Steve was well on track to becoming a professional motocross rider in his hometown of Brisbane, when, aged just 18, he was involved in a serious car accident with a drunk driver which left him with career-ending injuries.

Bunji Printing, entrepreneur, Steve Boyle
Steve Boyle today and aged 18, at the start of his all-too-short motocross racing career
Bunji Printing, entrepreneur, Steve Boyle
Steve still recovering some weeks after his accident

Forced to find a new direction, he returned to the enterprising instincts he showed as a youngster and learned the printing trade while building a new life for himself and his new English wife in the UK.

The 57-year-old dad-of-two, said: “I dreamed of being a professional motocross rider and at the age of just seven owned by first dirt bike which I funded by selling stuff at flea markets.
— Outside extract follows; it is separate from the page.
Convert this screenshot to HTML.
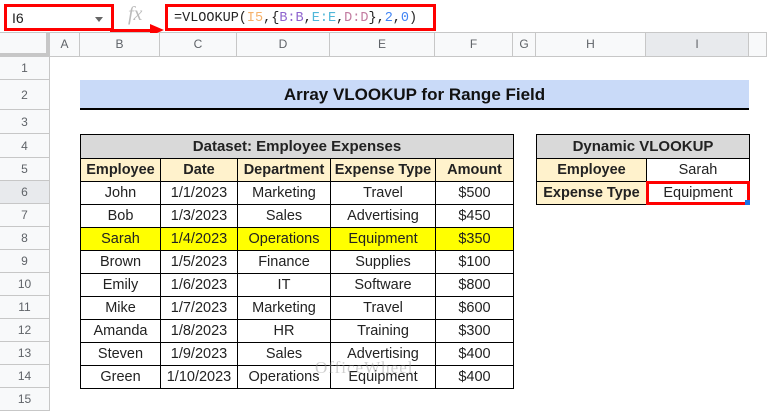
<!DOCTYPE html>
<html><head><style>
body{margin:0;width:767px;height:411px;overflow:hidden;background:#fff;font-family:"Liberation Sans",Arial,sans-serif;position:relative}
.a{position:absolute;box-sizing:border-box}
.hd{background:#f8f9fa;color:#5f6368;font-size:12px;text-align:center;border-right:1px solid #c7c7c7;border-bottom:1px solid #c7c7c7}
.c{position:absolute;box-sizing:border-box;border:1px solid #000;font-size:14.5px;color:#222;text-align:center;display:flex;align-items:center;justify-content:center;white-space:nowrap}
.b{font-weight:bold}
</style></head><body>
<!-- formula bar -->
<div class="a" style="left:0;top:0;width:767px;height:33px;background:#fff;border-bottom:1px solid #c7c7c7"></div>
<div class="a" style="left:4px;top:4px;width:110px;height:27px;border:3px solid #f00;font-size:14px;padding:3px 5px;color:#222">I6<span style="position:absolute;right:8px;top:10px;border-left:4px solid transparent;border-right:4px solid transparent;border-top:5px solid #666"></span></div>
<div class="a" style="left:128px;top:3px;font-family:'Liberation Serif',serif;font-style:italic;font-size:20px;color:#bbb">fx</div>
<div class="a" style="left:165px;top:4px;width:271px;height:27px;border:3px solid #f00;font-family:'Liberation Mono',monospace;font-size:13.5px;padding:4px 6px;color:#222;white-space:nowrap">=VLOOKUP(<span style="color:#f6b26b">I5</span>,{<span style="color:#8e63ce">B:B</span>,<span style="color:#4fb7d9">E:E</span>,<span style="color:#c27ba0">D:D</span>},<span style="color:#4285f4">2</span>,<span style="color:#4285f4">0</span>)</div>
<div class="a" style="left:110px;top:29px;width:42px;height:3px;background:#f00"></div>
<div class="a" style="left:150px;top:24px;border-top:6px solid transparent;border-bottom:6px solid transparent;border-left:14px solid #f00"></div>
<!-- column headers -->
<div class="a hd" style="left:0;top:33px;width:50px;height:24px;border-right:4px solid #c7c7c7;border-bottom:4px solid #c7c7c7"></div>
<div class="a hd" style="left:50px;top:33px;width:30px;height:24px;line-height:23px">A</div>
<div class="a hd" style="left:80px;top:33px;width:80px;height:24px;line-height:23px">B</div>
<div class="a hd" style="left:160px;top:33px;width:77px;height:24px;line-height:23px">C</div>
<div class="a hd" style="left:237px;top:33px;width:93px;height:24px;line-height:23px">D</div>
<div class="a hd" style="left:330px;top:33px;width:105px;height:24px;line-height:23px">E</div>
<div class="a hd" style="left:435px;top:33px;width:78px;height:24px;line-height:23px">F</div>
<div class="a hd" style="left:513px;top:33px;width:23px;height:24px;line-height:23px">G</div>
<div class="a hd" style="left:536px;top:33px;width:110px;height:24px;line-height:23px">H</div>
<div class="a hd" style="left:646px;top:33px;width:103px;height:24px;line-height:23px;background:#e8eaed">I</div>
<div class="a hd" style="left:749px;top:33px;width:18px;height:24px"></div>
<!-- row headers -->
<div class="a hd" style="left:0;top:57px;width:50px;height:23px;line-height:23px">1</div>
<div class="a hd" style="left:0;top:80px;width:50px;height:30px;line-height:30px">2</div>
<div class="a hd" style="left:0;top:110px;width:50px;height:24px;line-height:24px">3</div>
<div class="a hd" style="left:0;top:134px;width:50px;height:24px;line-height:24px">4</div>
<div class="a hd" style="left:0;top:158px;width:50px;height:23px;line-height:23px">5</div>
<div class="a hd" style="left:0;top:181px;width:50px;height:23px;line-height:23px;background:#e8eaed">6</div>
<div class="a hd" style="left:0;top:204px;width:50px;height:23px;line-height:23px">7</div>
<div class="a hd" style="left:0;top:227px;width:50px;height:23px;line-height:23px">8</div>
<div class="a hd" style="left:0;top:250px;width:50px;height:23px;line-height:23px">9</div>
<div class="a hd" style="left:0;top:273px;width:50px;height:23px;line-height:23px">10</div>
<div class="a hd" style="left:0;top:296px;width:50px;height:23px;line-height:23px">11</div>
<div class="a hd" style="left:0;top:319px;width:50px;height:23px;line-height:23px">12</div>
<div class="a hd" style="left:0;top:342px;width:50px;height:23px;line-height:23px">13</div>
<div class="a hd" style="left:0;top:365px;width:50px;height:23px;line-height:23px">14</div>
<div class="a hd" style="left:0;top:388px;width:50px;height:23px;line-height:23px">15</div>
<!-- title -->
<div class="a b" style="left:80px;top:80px;width:669px;height:30px;background:#c9daf8;border-bottom:2px solid #000;text-align:center;font-size:17px;line-height:29px;color:#111">Array VLOOKUP for Range Field</div>
<!-- dataset -->
<div class="c b" style="left:80px;top:134px;width:434px;height:25px;background:#d9d9d9;font-size:15px">Dataset: Employee Expenses</div>
<div id="t"></div>
<!-- dynamic -->
<div class="c b" style="left:536px;top:134px;width:214px;height:25px;background:#d9d9d9;font-size:15px">Dynamic VLOOKUP</div>
<div class="c b" style="left:536px;top:158px;width:111px;height:24px;background:#fff2cc">Employee</div>
<div class="c" style="left:646px;top:158px;width:104px;height:24px">Sarah</div>
<div class="c b" style="left:536px;top:181px;width:111px;height:24px;background:#fff2cc">Expense Type</div>
<div class="c" style="left:646px;top:181px;width:104px;height:24px;border:3px solid #f00">Equipment</div>
<div class="a" style="left:745px;top:200px;width:5px;height:5px;background:#1a73e8"></div>
<script>
var cols=[[80,81],[160,78],[237,94],[330,106],[435,79]];
var rows=[["Employee","Date","Department","Expense Type","Amount"],["John","1/1/2023","Marketing","Travel","$500"],["Bob","1/3/2023","Sales","Advertising","$450"],["Sarah","1/4/2023","Operations","Equipment","$350"],["Brown","1/5/2023","Finance","Supplies","$100"],["Emily","1/6/2023","IT","Software","$800"],["Mike","1/7/2023","Marketing","Travel","$600"],["Amanda","1/8/2023","HR","Training","$300"],["Steven","1/9/2023","Sales","Advertising","$400"],["Green","1/10/2023","Operations","Equipment","$400"]];
var h="";
rows.forEach(function(r,i){var y=158+i*23;r.forEach(function(t,j){var bg=i==0?"#fff2cc":(i==3?"#ffff00":"#fff");h+='<div class="c'+(i==0?' b':'')+'" style="left:'+cols[j][0]+'px;top:'+y+'px;width:'+cols[j][1]+'px;height:24px;background:'+bg+'">'+t+'</div>';});});
document.getElementById("t").outerHTML=h;
</script>
<div class="a" style="left:315px;top:358px;font-family:'Liberation Serif',serif;font-size:17px;color:rgba(150,150,150,0.45);letter-spacing:1px">OfficeWheel</div>
</body></html>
My poor mum. If it wasn’t bolted down at home I sold it. I stripped the house bare!”

A few years in to joining his local club, Steve was starting to get noticed by sponsors and, aged 16, fulfilled his dream of turning professional – racing against the likes of Jeff Leisk who went on to become a World Motocross champion.
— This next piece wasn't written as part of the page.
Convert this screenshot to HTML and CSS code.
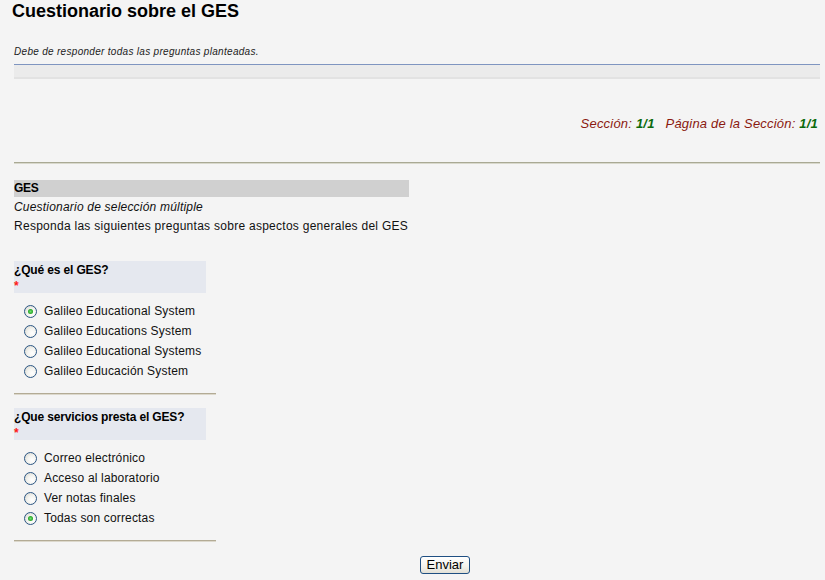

But it was a dream that was to turn into his worst nightmare after just three months, when Steve was involved in a high-speed head-on collision, the physical and emotional scars of which he still bears today.

He recalls: “I was beyond devastated. When your entire focus for your whole life is one thing and it’s ripped away from you, it’s incredibly hard to come back from that. I will never ever forget the words the surgeon said to me after the operation on my knee: ’I’ve done the best job I possibly can to repair the damage, but when it goes, it goes.’”

“I was off work for months but eventually decided to finish the printing apprenticeship I’d started and see how it goes, but I was determined not to completely give up on my dream and started looking into other areas of racing, such as endurance. But that was too painful and I couldn’t continue so I then tried road racing and I was nowhere near a good enough level to compete.

“I knew if I couldn’t be competitive on the track I wanted to be competitive with something else and I’ve always been entrepreneurial.”

After a series of senior sales and marketing roles and going his own way following a 10-year business partnership, Steve quickly established his first solo enterprise in February 2020. In a nod to his roots, he named the business Bunji, which means ‘Good Friend’ in aboriginal.

Steve is now looking to further build on the success of his business, which also boasts a handful of international clients, and grow his team and premises as part of a plan which will next year see him turnover more than a million pounds.

He said: “We do not want to rest on our laurels. We are investing in new software which we are looking to use to attract more clients in the sports and business arena this year, hopefully doubling our staff in the process.”

Steve Boyle, Bunji Printing, entrepreneur
Steve Boyle signs off an order for Leah Weston

With thousands of products available on his website, Steve suspects there’s probably nothing Bunji can’t brand. . .

“Probably the most unusual requests we’ve had are eggs – for a Sporting House Easter Egg Hunt and a pair of curtains for a product launch in London,” he recalls.